The easiest way to make your emails effective, is to follow these nine simple tips:
1. Keep it engaging: consider the subject line an envelope, which will make an impression, rather than a reference.
2. Keep it concise: only mention points worth mentioning and which are relevant.
3. Keep it texty-tweety: SMS and Twitter use 160 characters to drive only the most important points across; something to consider when bringing up only relevant content.
4. Keep it face-to-face: write as though you were meeting your recipient in one-on-one personal meeting.
5. Keep it simple: the best communicators make it very easy for their audiences to understand them.
6. Keep it legible: font size and type face selections matter since they lend character to your writing.
7. Keep it organized: bullet points and short paragraphs make reading a much easier task, especially on screens.

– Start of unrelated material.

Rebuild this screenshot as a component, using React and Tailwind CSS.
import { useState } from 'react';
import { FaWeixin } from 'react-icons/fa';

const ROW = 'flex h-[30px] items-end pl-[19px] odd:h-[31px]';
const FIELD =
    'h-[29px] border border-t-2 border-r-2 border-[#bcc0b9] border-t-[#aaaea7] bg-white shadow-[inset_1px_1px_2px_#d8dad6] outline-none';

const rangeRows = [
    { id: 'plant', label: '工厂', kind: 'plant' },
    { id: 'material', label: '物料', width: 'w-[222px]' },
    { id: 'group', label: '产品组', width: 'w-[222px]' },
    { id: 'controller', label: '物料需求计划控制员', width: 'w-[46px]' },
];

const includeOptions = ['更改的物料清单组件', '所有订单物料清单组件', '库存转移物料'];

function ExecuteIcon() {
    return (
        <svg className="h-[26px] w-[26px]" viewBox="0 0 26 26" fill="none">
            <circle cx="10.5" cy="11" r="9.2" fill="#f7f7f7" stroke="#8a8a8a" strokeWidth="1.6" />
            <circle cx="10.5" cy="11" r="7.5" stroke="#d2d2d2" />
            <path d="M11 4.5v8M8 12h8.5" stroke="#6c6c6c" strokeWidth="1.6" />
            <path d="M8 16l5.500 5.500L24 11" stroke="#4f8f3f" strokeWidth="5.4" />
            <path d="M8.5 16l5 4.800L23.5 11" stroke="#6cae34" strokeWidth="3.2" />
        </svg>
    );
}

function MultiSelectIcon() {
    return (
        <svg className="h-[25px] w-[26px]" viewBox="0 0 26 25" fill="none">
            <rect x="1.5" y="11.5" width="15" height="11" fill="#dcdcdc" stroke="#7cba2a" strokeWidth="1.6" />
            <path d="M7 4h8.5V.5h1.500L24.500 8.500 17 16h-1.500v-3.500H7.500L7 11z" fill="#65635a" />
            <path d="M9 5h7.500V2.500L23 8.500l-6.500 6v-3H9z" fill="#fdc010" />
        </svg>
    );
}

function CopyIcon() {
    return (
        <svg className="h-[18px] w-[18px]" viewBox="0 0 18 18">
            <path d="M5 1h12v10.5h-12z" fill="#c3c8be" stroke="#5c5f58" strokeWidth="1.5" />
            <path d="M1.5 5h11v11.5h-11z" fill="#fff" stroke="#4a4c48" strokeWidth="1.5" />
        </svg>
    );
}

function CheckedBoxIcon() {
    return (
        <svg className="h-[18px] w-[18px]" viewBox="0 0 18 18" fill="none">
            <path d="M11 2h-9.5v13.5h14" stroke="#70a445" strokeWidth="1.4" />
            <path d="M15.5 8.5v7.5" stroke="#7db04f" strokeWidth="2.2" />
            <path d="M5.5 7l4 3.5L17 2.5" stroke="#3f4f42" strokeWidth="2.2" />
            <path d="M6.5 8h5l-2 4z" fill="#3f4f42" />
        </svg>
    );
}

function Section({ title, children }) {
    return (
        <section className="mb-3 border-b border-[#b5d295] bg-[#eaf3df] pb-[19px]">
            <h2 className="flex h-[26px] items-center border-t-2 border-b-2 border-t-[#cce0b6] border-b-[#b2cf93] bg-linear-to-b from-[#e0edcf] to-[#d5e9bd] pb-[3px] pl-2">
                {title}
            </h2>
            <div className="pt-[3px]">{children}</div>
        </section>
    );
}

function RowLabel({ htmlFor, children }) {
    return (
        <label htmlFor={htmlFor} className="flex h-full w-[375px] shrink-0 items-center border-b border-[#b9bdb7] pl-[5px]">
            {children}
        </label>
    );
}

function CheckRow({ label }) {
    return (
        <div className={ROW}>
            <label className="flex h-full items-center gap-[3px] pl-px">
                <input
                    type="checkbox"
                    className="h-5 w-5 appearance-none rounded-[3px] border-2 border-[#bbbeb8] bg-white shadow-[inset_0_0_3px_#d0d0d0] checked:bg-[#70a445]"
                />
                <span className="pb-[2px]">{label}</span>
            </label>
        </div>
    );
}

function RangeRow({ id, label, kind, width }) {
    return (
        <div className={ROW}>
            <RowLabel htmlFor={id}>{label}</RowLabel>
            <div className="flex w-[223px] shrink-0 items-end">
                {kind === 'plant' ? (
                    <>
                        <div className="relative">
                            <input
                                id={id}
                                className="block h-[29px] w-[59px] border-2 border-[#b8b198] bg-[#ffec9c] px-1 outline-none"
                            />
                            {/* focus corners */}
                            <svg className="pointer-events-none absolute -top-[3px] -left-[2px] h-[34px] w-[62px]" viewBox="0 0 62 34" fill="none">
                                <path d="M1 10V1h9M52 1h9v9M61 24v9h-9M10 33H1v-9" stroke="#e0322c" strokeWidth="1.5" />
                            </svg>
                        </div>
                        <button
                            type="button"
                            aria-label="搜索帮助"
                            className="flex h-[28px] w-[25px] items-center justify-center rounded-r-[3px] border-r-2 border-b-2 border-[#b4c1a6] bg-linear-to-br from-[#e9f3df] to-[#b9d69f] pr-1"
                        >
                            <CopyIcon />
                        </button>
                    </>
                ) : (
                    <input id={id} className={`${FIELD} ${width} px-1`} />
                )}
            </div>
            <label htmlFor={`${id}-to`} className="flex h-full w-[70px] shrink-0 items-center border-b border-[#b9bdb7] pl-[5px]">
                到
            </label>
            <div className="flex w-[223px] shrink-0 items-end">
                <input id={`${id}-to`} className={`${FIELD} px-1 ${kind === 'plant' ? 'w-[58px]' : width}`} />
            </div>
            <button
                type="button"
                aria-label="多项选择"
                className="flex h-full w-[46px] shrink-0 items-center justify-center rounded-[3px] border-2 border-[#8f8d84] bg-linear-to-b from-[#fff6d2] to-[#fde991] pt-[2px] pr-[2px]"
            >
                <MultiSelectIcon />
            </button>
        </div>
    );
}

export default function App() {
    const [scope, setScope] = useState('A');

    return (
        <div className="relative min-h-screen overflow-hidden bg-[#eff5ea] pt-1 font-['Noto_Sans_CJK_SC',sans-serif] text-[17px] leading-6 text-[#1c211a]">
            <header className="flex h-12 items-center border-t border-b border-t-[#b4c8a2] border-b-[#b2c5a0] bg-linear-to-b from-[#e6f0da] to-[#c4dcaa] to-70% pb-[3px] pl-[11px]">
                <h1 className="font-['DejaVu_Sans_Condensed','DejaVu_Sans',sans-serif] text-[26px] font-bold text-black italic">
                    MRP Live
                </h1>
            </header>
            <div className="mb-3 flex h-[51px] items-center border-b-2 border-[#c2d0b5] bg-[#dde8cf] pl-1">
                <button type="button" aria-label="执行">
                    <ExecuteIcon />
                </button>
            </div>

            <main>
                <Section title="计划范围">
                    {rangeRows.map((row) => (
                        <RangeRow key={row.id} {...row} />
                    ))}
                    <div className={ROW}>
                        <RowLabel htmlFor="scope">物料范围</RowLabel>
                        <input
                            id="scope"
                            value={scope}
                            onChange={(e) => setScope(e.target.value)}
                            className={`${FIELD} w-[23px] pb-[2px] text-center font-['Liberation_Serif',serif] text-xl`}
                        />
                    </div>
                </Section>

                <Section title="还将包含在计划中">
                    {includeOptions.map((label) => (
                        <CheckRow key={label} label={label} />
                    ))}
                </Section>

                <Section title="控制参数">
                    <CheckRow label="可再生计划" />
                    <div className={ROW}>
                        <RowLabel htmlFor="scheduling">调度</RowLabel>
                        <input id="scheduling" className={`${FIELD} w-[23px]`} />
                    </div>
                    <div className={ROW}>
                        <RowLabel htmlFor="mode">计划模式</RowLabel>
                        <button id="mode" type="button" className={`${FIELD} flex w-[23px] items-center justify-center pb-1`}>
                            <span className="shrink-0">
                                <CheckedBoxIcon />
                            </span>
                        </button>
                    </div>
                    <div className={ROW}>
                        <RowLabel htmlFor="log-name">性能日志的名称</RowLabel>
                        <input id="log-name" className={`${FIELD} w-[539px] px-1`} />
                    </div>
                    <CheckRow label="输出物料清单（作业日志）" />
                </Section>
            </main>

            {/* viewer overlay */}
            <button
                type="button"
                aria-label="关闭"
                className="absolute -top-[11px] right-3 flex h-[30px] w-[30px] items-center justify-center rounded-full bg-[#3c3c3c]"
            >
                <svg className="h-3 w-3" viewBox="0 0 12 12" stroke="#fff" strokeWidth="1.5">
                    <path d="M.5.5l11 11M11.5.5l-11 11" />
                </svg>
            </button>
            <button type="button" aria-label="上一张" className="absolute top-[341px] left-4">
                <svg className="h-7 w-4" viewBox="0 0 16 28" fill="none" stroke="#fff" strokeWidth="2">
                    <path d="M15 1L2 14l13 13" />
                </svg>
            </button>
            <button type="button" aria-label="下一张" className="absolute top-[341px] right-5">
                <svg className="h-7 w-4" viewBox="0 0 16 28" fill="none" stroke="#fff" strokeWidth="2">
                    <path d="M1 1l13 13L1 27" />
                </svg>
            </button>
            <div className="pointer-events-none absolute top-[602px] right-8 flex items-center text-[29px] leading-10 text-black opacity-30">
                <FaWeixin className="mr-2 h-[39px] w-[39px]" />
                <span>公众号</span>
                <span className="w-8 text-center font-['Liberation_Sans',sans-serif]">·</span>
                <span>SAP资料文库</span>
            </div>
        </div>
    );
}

8. Keep it targeted: don’t overwhelm recipients with questions; a maximum of 2 questions is about perfect but play this one by ear.
9. Keep it going: include necessary URLs and links so your recipient can learn more about you and contact you.
That brings us to the end: Concluding an email or letter has it’s conventions, and how you sign off makes a difference. If you know the recipient’s name then sign off with Sincerely yours, Yours Sincerely, or just Sincerely. If you do not know the name of the recipient (find out if you can, it always helps) then sign off with Faithfully yours, Yours Faithfully, or just Faithfully. Now do we use a comma after the Sincerely yours? Yes if you have a comma after the recipient’s name in Dear Recipient, at the beginning. No if you have not put a comma after the recipient’s name. Place your signature (if you have a digital one) before typing your name at the end.
Copywriting email and letters is fun when you know the rules because then you can break them when necessary. Copywriting is a creative activity so treat it as such – experiment with it and you never know if the next convention in copywriting email is attributed to you.